In response to indigenous calls for returning the land as promised, portions of land seized by the federal government have been turned over to the Government of Guam, and some of these properties were returned to the families that had previously owned them for generations. With the establishment of a locally-elected government by the 1950 Organic Act, the US had transferred sizeable tracts of land to the Government of Guam, which has designated a significant portion of that land as publicly accessible beaches and parks, conservation areas, cemeteries, recreational areas, historic sites, and national landmarks. Some of these properties are held in trust as a means to restore access to land for families that had their land taken by the US between 1898 and 1968.

Current landscape of public spaces in Guåhan

Currently, Guåhan has more than 1,200 acres of parks, recreation areas, and other public lands that are owned and managed by the Government of Guam or the federal government. Additionally, private owners also manage properties for public use, including churches, civic organizations and commercial enterprises. While there has been significant growth in the number of beaches, parks, and sports/recreational facilities that serve the island community, visiting military, and tourists, the heavy use of these public areas also reflects major social changes in how, where, and with whom we spend our leisure time.

Parents, grandparents, and great-grandparents share stories of spending more time in their younger years by participating in family-oriented subsistence activities at the house or ranch to garden, raise livestock, gather foodstuffs, fish, and hunt. They also would process and cook food in these spaces, sharing it among family, friends, and neighbors.

Fewer of today’s younger generations spend time in these traditional ways; instead, spending more of their time participating in modern types of recreational activities, from flying kites, skateboarding, and paddling to making internet videos, and playing computer games.

Although Guåhan leaders drew up plans for parks and recreational areas during the early US administration, it was not until the first decades of locally-elected government and home rule (the 1950s through the 1970s) that the local government established most of the scenic sites, beaches, parks, and conservation areas used today. Several trends paved the way for development of these public spaces: the post-World War II shift to a fully cash-based economy; increasing urbanization; the ability for Guåhan’s community to access modern modes of transportation via new roads and bridges around the island; and an increasingly diverse population.

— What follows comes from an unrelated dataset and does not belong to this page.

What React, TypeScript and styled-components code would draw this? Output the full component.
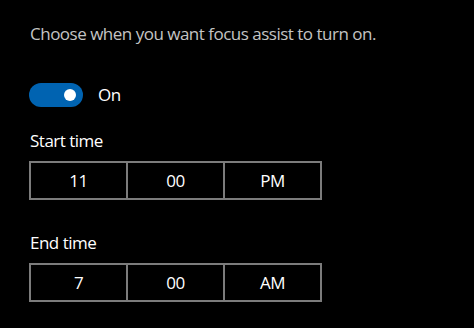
import React, { useState } from 'react'
import styled, { createGlobalStyle } from 'styled-components'

const GlobalStyle = createGlobalStyle`
  html, body {
    margin: 0;
    padding: 0;
    background: #000;
  }
  body {
    font-family: 'Open Sans', 'Noto Sans', sans-serif;
    letter-spacing: -0.5px;
  }
`

interface TimeValue {
  hour: string
  minute: string
  period: string
}

const Toggle: React.FC<{ on: boolean; onChange: (v: boolean) => void }> = ({ on, onChange }) => {
  return (
    <StyledToggleRow>
      <StyledSwitch on={on} onClick={() => onChange(!on)}>
        <StyledKnob on={on} />
      </StyledSwitch>
      <StyledToggleLabel>{on ? 'On' : 'Off'}</StyledToggleLabel>
    </StyledToggleRow>
  )
}

const TimePicker: React.FC<{ label: string; value: TimeValue; gap: number }> = ({ label, value, gap }) => {
  return (
    <StyledField gap={gap}>
      <StyledFieldLabel>{label}</StyledFieldLabel>
      <StyledPicker>
        <StyledCell>{value.hour}</StyledCell>
        <StyledCell>{value.minute}</StyledCell>
        <StyledCell>{value.period}</StyledCell>
      </StyledPicker>
    </StyledField>
  )
}

const App: React.FC = () => {
  const [on, setOn] = useState(true)

  return (
    <>
      <GlobalStyle />
      <StyledPage>
        <StyledDescription>Choose when you want focus assist to turn on.</StyledDescription>
        <Toggle on={on} onChange={setOn} />
        <TimePicker label="Start time" value={{ hour: '11', minute: '00', period: 'PM' }} gap={21.5} />
        <TimePicker label="End time" value={{ hour: '7', minute: '00', period: 'AM' }} gap={31} />
      </StyledPage>
    </>
  )
}

const StyledPage = styled.div`
  display: flex;
  flex-direction: column;
  align-items: flex-start;
  padding: 22px 29px;
  height: 328px;
  box-sizing: border-box;
  background: #000;
`

const StyledDescription = styled.div`
  color: #c4c4c4;
  font-size: 17px;
  line-height: 24px;
  padding-left: 1px;
`

const StyledToggleRow = styled.div`
  display: flex;
  align-items: center;
  gap: 15px;
  margin-top: 37px;
`

const StyledSwitch = styled.div<{ on: boolean }>`
  display: flex;
  align-items: center;
  justify-content: ${(props) => (props.on ? 'flex-end' : 'flex-start')};
  width: 54px;
  height: 24px;
  box-sizing: border-box;
  padding: 0 7px;
  border-radius: 12px;
  background: ${(props) => (props.on ? '#0063b1' : 'transparent')};
  border: ${(props) => (props.on ? 'none' : '2px solid #fff')};
  cursor: pointer;
`

const StyledKnob = styled.div<{ on: boolean }>`
  width: 12px;
  height: 12px;
  border-radius: 50%;
  background: #fff;
`

const StyledToggleLabel = styled.span`
  color: #fff;
  font-size: 17px;
  line-height: 24px;
`

const StyledField = styled.div<{ gap: number }>`
  display: flex;
  flex-direction: column;
  margin-top: ${(props) => props.gap}px;
`

const StyledFieldLabel = styled.div`
  color: #fff;
  font-size: 17px;
  line-height: 24px;
  padding-left: 1px;
  margin-bottom: 8px;
`

const StyledPicker = styled.div`
  display: grid;
  grid-template-columns: 95px 95px 95px;
  column-gap: 2px;
  width: 293px;
  height: 39px;
  box-sizing: border-box;
  border: 2px solid #7c7c7c;
  background: #7c7c7c;
`

const StyledCell = styled.div`
  display: flex;
  align-items: center;
  justify-content: center;
  background: #000;
  color: #fff;
  font-size: 17px;
`

export default App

Another significant factor was the end of the long-drawn out security clearance requirements that had been in place from 1941 to 1962. The lifting of the restrictive security clearance for entry to the island offered the potential for establishing a tourism industry, capturing the imagination of many CHamorus eager to develop the island’s economy. Another impetus was the availability of sizable federal grants which were leveraged specifically for parks development.

Development of the Department of Parks and Recreation (DPR)

A Parks and Monument Committee, later named the Parks, Monuments, and Museum Committee, was developed by the Government of Guam. Over time several government agencies performed the work of developing and maintaining the island’s budding public spaces, including the Department of Commerce and the Department of Public Works, until the establishment of the Department of Parks and Recreation (DPR). To tap federal funding and ramp up the development of a viable tourism industry, studies were carried out, resulting in lengthy lists of public sites and activities that could be developed, generating a lot of community interest. However, all too often, the effort did not receive adequate sustained funding to support the planned development.

Over the decades, adequate funding has been the number one pressing issue in maintaining the island’s public spaces on behalf of the people of Guåhan. In fact, over the last three or four decades, the DPR’s personnel, purported to consist of a 200-member staff in the 1980s, has been shaved down to a mere 40 employees, while a once robust middle management group has become essentially non-existent.

Also lost over the years was the Marianas Recreation and Park Society, a civic organization that met regularly in the late 70s and early 80s. This key support group brought together professionals from both the local and federal governments to explore and tackle public lands for cultural and recreational use issues. Severe financial limitations, losses of personnel and expertise, as well as the impact of some political appointees viewed as lacking the interest or capability to direct the large and multi-tiered department, has crippled DPR’s ability to adequately serve the public’s evolving needs.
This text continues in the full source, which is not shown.